══ Given material

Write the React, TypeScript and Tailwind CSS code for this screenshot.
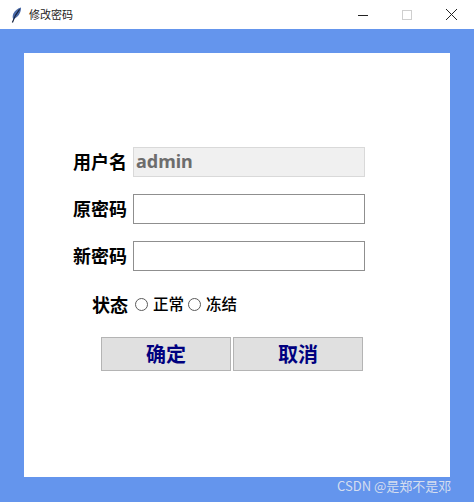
const cjk = "font-['Noto_Sans_CJK_SC','Noto_Sans',sans-serif]";

function Feather() {
  return (
    <svg width="12" height="16" viewBox="0 0 12 16" className="shrink-0">
      <path d="M11 .4C8 1 4.8 3.4 3.4 6.6 2.4 8.9 2.5 10.9 3.2 12 5.9 11.4 8.8 8.8 10.1 5.4 10.8 3.6 11.2 1.7 11 .4Z" fill="#4a6aa8" />
      <path d="M9.6 2.4C7.2 5.2 4.6 9 2.4 15.5" fill="none" stroke="#16233f" strokeWidth="1.2" />
    </svg>
  );
}

function FieldRow({ label, value, disabled }: { label: string; value?: string; disabled?: boolean }) {
  return (
    <div className="flex items-center">
      <div className="w-[54px] -translate-y-px text-[18px] leading-[30px] font-bold text-black whitespace-nowrap">{label}</div>
      <input
        readOnly
        value={value ?? ""}
        className={`ml-[6px] h-[30px] w-[232px] border px-[2px] pb-[2px] text-[18px] font-bold font-['Noto_Sans',sans-serif] outline-none ${
          disabled ? "border-[#d9d9d9] bg-[#f0f0f0] text-[#6d6d6d]" : "border-[#8f8f8f] bg-white text-black"
        }`}
      />
    </div>
  );
}

function Radio({ label }: { label: string }) {
  return (
    <label className="flex items-center">
      <span className="h-[13px] w-[13px] rounded-full border border-[#5a5a5a] bg-white" />
      <span className="ml-[5px] text-[15.5px] font-medium text-black">{label}</span>
    </label>
  );
}

export default function App() {
  return (
    <div className={`relative flex h-[502px] w-[474px] flex-col overflow-hidden bg-[#6495ed] ${cjk}`}>
      <div className="flex h-[29px] items-center bg-white pl-[10px]">
        <Feather />
        <span className="ml-[7px] text-[11px] text-[#222]">修改密码</span>
        <div className="ml-auto flex items-center">
          <svg width="12" height="12" viewBox="0 0 12 12" className="mr-[33px]">
            <path d="M1 6.5H11" stroke="#222" strokeWidth="1" />
          </svg>
          <div className="mr-[33px] h-[10px] w-[10px] border border-[#cfcfcf]" />
          <svg width="13" height="13" viewBox="0 0 13 13" className="mr-[16px]">
            <path d="M1 1L12 12M12 1L1 12" stroke="#222" strokeWidth="1" />
          </svg>
        </div>
      </div>

      <div className="mx-[24px] mt-[24px] h-[424px] w-[426px] bg-white pl-[49px] pt-[94px]">
        <div className="flex flex-col gap-[17px]">
          <FieldRow label="用户名" value="admin" disabled />
          <FieldRow label="原密码" />
          <FieldRow label="新密码" />
        </div>

        <div className="mt-[20px] flex h-[26px] items-center">
          <div className="w-[55px] text-right text-[18px] font-bold text-black">状态</div>
          <div className="ml-[7px] flex items-center gap-[4px]">
            <Radio label="正常" />
            <Radio label="冻结" />
          </div>
        </div>

        <div className="ml-[28px] mt-[20px] flex gap-[2px]">
          <button className="h-[34px] w-[130px] border border-[#b4b4b4] bg-[#e0e0e0] text-[20px] font-bold text-[#00007f]">确定</button>
          <button className="h-[34px] w-[130px] border border-[#b4b4b4] bg-[#e0e0e0] text-[20px] font-bold text-[#00007f]">取消</button>
        </div>
      </div>

      <div className="absolute left-[337px] top-[477px] text-[13px] leading-[18px] text-[#d5deef] whitespace-nowrap">CSDN @是郑不是邓</div>
    </div>
  );
}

════

Task details
From the data above, write out everything exactly except the pictures.

Finished exercise
Write the React, TypeScript and Tailwind CSS code for this screenshot.
const cjk = "font-['Noto_Sans_CJK_SC','Noto_Sans',sans-serif]";

function Feather() {
  return (
    <svg width="12" height="16" viewBox="0 0 12 16" className="shrink-0">
      <path d="M11 .4C8 1 4.8 3.4 3.4 6.6 2.4 8.9 2.5 10.9 3.2 12 5.9 11.4 8.8 8.8 10.1 5.4 10.8 3.6 11.2 1.7 11 .4Z" fill="#4a6aa8" />
      <path d="M9.6 2.4C7.2 5.2 4.6 9 2.4 15.5" fill="none" stroke="#16233f" strokeWidth="1.2" />
    </svg>
  );
}

function FieldRow({ label, value, disabled }: { label: string; value?: string; disabled?: boolean }) {
  return (
    <div className="flex items-center">
      <div className="w-[54px] -translate-y-px text-[18px] leading-[30px] font-bold text-black whitespace-nowrap">{label}</div>
      <input
        readOnly
        value={value ?? ""}
        className={`ml-[6px] h-[30px] w-[232px] border px-[2px] pb-[2px] text-[18px] font-bold font-['Noto_Sans',sans-serif] outline-none ${
          disabled ? "border-[#d9d9d9] bg-[#f0f0f0] text-[#6d6d6d]" : "border-[#8f8f8f] bg-white text-black"
        }`}
      />
    </div>
  );
}

function Radio({ label }: { label: string }) {
  return (
    <label className="flex items-center">
      <span className="h-[13px] w-[13px] rounded-full border border-[#5a5a5a] bg-white" />
      <span className="ml-[5px] text-[15.5px] font-medium text-black">{label}</span>
    </label>
  );
}

export default function App() {
  return (
    <div className={`relative flex h-[502px] w-[474px] flex-col overflow-hidden bg-[#6495ed] ${cjk}`}>
      <div className="flex h-[29px] items-center bg-white pl-[10px]">
        <Feather />
        <span className="ml-[7px] text-[11px] text-[#222]">修改密码</span>
        <div className="ml-auto flex items-center">
          <svg width="12" height="12" viewBox="0 0 12 12" className="mr-[33px]">
            <path d="M1 6.5H11" stroke="#222" strokeWidth="1" />
          </svg>
          <div className="mr-[33px] h-[10px] w-[10px] border border-[#cfcfcf]" />
          <svg width="13" height="13" viewBox="0 0 13 13" className="mr-[16px]">
            <path d="M1 1L12 12M12 1L1 12" stroke="#222" strokeWidth="1" />
          </svg>
        </div>
      </div>

      <div className="mx-[24px] mt-[24px] h-[424px] w-[426px] bg-white pl-[49px] pt-[94px]">
        <div className="flex flex-col gap-[17px]">
          <FieldRow label="用户名" value="admin" disabled />
          <FieldRow label="原密码" />
          <FieldRow label="新密码" />
        </div>

        <div className="mt-[20px] flex h-[26px] items-center">
          <div className="w-[55px] text-right text-[18px] font-bold text-black">状态</div>
          <div className="ml-[7px] flex items-center gap-[4px]">
            <Radio label="正常" />
            <Radio label="冻结" />
          </div>
        </div>

        <div className="ml-[28px] mt-[20px] flex gap-[2px]">
          <button className="h-[34px] w-[130px] border border-[#b4b4b4] bg-[#e0e0e0] text-[20px] font-bold text-[#00007f]">确定</button>
          <button className="h-[34px] w-[130px] border border-[#b4b4b4] bg-[#e0e0e0] text-[20px] font-bold text-[#00007f]">取消</button>
        </div>
      </div>

      <div className="absolute left-[337px] top-[477px] text-[13px] leading-[18px] text-[#d5deef] whitespace-nowrap">CSDN @是郑不是邓</div>
    </div>
  );
}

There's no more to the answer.